SLANDERING THE SAINTS
The
English term “blasphemy” or blasphémia in the Greek text more accurately
denotes “slander.” Previously, the Jews from the “Synagogue of Satan”
had engaged in “slander” by leveling false charges against the Assembly
at Smyrna. Likewise,
the mouth that was given to the “Beast from the sea” hurled “slander” against
“those who tabernacled in heaven” - (Revelation 2:9, 13:5).
The
“blasphemy” of the woman refers to her slanderous charges made against
the “saints”; most likely, a reference to legal charges made against believers
from the congregations of Asia before civil magistrates.
- (Revelation 17:3-6) – “And the woman was arrayed with purple and scarlet, and decked with gold and precious stone and pearls, having a cup of gold in her hand, full of abominations and the impurities of her fornication; and upon her forehead a name written, a mystery, Babylon the Great, the mother of the harlots and of the abominations of the earth. And I saw the woman drunk with the blood of the saints, and with the blood of the witnesses of Jesus. And I was astonished when I beheld her, with great astonishment.”
Revelation now begins contrasting the “Great Whore”
with the “Bride of Christ” described in Chapter 21. Unlike the bejeweled
“Whore,” the “wife of the Lamb” is adorned with the glory of God,
and “her light was like unto a stone most precious, as it were a jasper
stone, clear as crystal.”
The “Bride of the Lamb” is also identified as the “Holy City, New Jerusalem,” which is made of pure gold and with walls adorned with “precious stones.” In the city, no “unclean or abominable thing” may enter. But “Babylon” is “full of abominations and the unclean things of her fornication.”
The woman is “Mystery, Babylon the Great,
the mother of harlots and of the abominations of the earth.” In the Greek
sentence, “mystery” is in apposition to the word rendered “name.”
It is not part of the “name” that is inscribed on her forehead. The
clause more accurately reads, “a name, a mystery, Babylon the Great.”
The Greek term for “mystery” refers to something that is hidden or
secret. The interpreting angel now unveils what this “mystery” is.

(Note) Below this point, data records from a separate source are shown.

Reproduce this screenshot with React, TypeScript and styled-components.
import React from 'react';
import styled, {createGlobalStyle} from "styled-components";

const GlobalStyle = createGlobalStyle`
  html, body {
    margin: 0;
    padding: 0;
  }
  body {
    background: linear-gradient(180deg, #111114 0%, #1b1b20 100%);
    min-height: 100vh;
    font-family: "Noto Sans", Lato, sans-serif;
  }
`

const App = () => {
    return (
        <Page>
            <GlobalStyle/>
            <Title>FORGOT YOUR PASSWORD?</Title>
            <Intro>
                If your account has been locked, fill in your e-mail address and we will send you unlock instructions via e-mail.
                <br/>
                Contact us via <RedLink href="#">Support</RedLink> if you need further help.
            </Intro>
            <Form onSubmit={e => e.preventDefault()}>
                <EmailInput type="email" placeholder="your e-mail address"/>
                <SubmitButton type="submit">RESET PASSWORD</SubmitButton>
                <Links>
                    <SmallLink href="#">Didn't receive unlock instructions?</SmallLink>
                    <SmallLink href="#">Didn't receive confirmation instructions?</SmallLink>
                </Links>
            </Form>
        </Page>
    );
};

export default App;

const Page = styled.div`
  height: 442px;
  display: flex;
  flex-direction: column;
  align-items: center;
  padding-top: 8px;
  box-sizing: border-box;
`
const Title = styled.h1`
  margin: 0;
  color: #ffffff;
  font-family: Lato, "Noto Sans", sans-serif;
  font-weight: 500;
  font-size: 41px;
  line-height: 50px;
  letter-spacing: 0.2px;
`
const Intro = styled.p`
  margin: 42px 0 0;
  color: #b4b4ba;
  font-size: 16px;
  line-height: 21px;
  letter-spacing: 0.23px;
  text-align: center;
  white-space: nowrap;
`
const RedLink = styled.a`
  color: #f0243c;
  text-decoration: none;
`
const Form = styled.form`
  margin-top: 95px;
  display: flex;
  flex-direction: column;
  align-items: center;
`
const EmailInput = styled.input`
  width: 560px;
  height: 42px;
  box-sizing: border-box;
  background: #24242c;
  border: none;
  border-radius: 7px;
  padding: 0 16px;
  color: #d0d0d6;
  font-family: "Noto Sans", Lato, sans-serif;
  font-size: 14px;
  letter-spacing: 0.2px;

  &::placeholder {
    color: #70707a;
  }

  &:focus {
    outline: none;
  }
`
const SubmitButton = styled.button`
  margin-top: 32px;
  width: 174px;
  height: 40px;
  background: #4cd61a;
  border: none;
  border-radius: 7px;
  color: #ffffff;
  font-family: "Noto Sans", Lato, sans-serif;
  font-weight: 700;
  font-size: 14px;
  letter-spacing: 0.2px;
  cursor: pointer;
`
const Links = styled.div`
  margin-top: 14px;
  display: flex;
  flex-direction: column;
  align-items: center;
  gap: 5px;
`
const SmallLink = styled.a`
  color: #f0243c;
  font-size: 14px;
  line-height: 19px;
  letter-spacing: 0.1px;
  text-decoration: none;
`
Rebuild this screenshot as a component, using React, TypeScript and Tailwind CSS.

“On her forehead, a name was written.” The “Great
Whore” is being contrasted with the “saints” who have the “name
of his Father written on their foreheads.” They are the “servants of God”
and they follow the “Lamb wherever he goes.” But “Babylon” is the
servant of the “Dragon.” On some level, she also is a counterfeit to the
true church, just as “Jezebel” was actively seducing the congregation in
Thyatira.
She is “Babylon the Great.” In the seventh “Bowl
of Wrath,” this woman was also called Babylon the Great,” the one to
whom God gave “the cup of the wine of the fierceness of his wrath.” Elsewhere,
she is labeled the “Great City” - (Revelation 11:8, 14:8, 16:19).
She holds “a cup of gold full of
abominations and the impurities of her fornication.” In the Book,
“fornication” refers metaphorically to the sins of idolatry and
compromise. Her “golden cup” full of “abominations” connects her to
the efforts of the “Dragon” to deceive the nations - (Revelation 2:21,
9:21).
THE GREAT PERSECUTOR
She is the “Great City” that is responsible for
the “blood of martyrs” (martur). Likewise, in the vision of the “Two Witnesses” (martur), the “Great
City” was responsible for their deaths, and previously, for the crucifixion
of Jesus - (“Where their Lord was crucified”).
She is stained with the “blood of the saints.” In Chapter
13, the “Beast from the Sea” was authorized to wage war against the “saints
and to overcome them,” and the “saints” were identified as “they who
keep the commandments of God and the faith of Jesus.” The first four “Bowls of Wrath” were
poured out on the men who had the Beast’s “Mark” since “they had shed
the blood of saints and prophets.”
Thus, Babylon is linked inextricably to the violent
deaths of the “saints” on account of their testimony. That she is “drunk”
with their blood indicates the great pleasure she took in their deaths, going
all the way back to the death of the first “Faithful Witness,” namely, Jesus
Christ - (Revelation 13:7-10, 14:12, 16:6).
John found himself “astonished
with great astonishment.” There is a wordplay between the verb “astonished”
(thaumazo) and the noun “astonishment” (thauma). The same
verb was used earlier when “the whole earth WONDERED after the Beast from
the Sea.” The Great City, “Babylon,” has the same effect on
humanity, and even on some believers - (Revelation 13:3, 17:8).
John found her appearance “astonishing.” Her
outward beauty and grandeur were so impressive that he was taken aback. Outwardly,
the “Great Whore” was not repulsive” but attractive, and even
momentarily so to John. There were reasons why she was so successful at
deceiving humanity in general, and some, at least, of the “saints.”
The goal of “Babylon the Great” is to deceive and destroy
the saints, the Assembly of God. The “Inhabitants of the Earth” are in
wonder of her already, and she rides the “Beast from the Sea” to whom
they “pay homage.” She is the ally and vassal of the “Great Red Dragon,”
and thus she is assigned to shed the “blood of the saints.” If she
cannot seduce the saints, she will slay them on behalf of the Devil.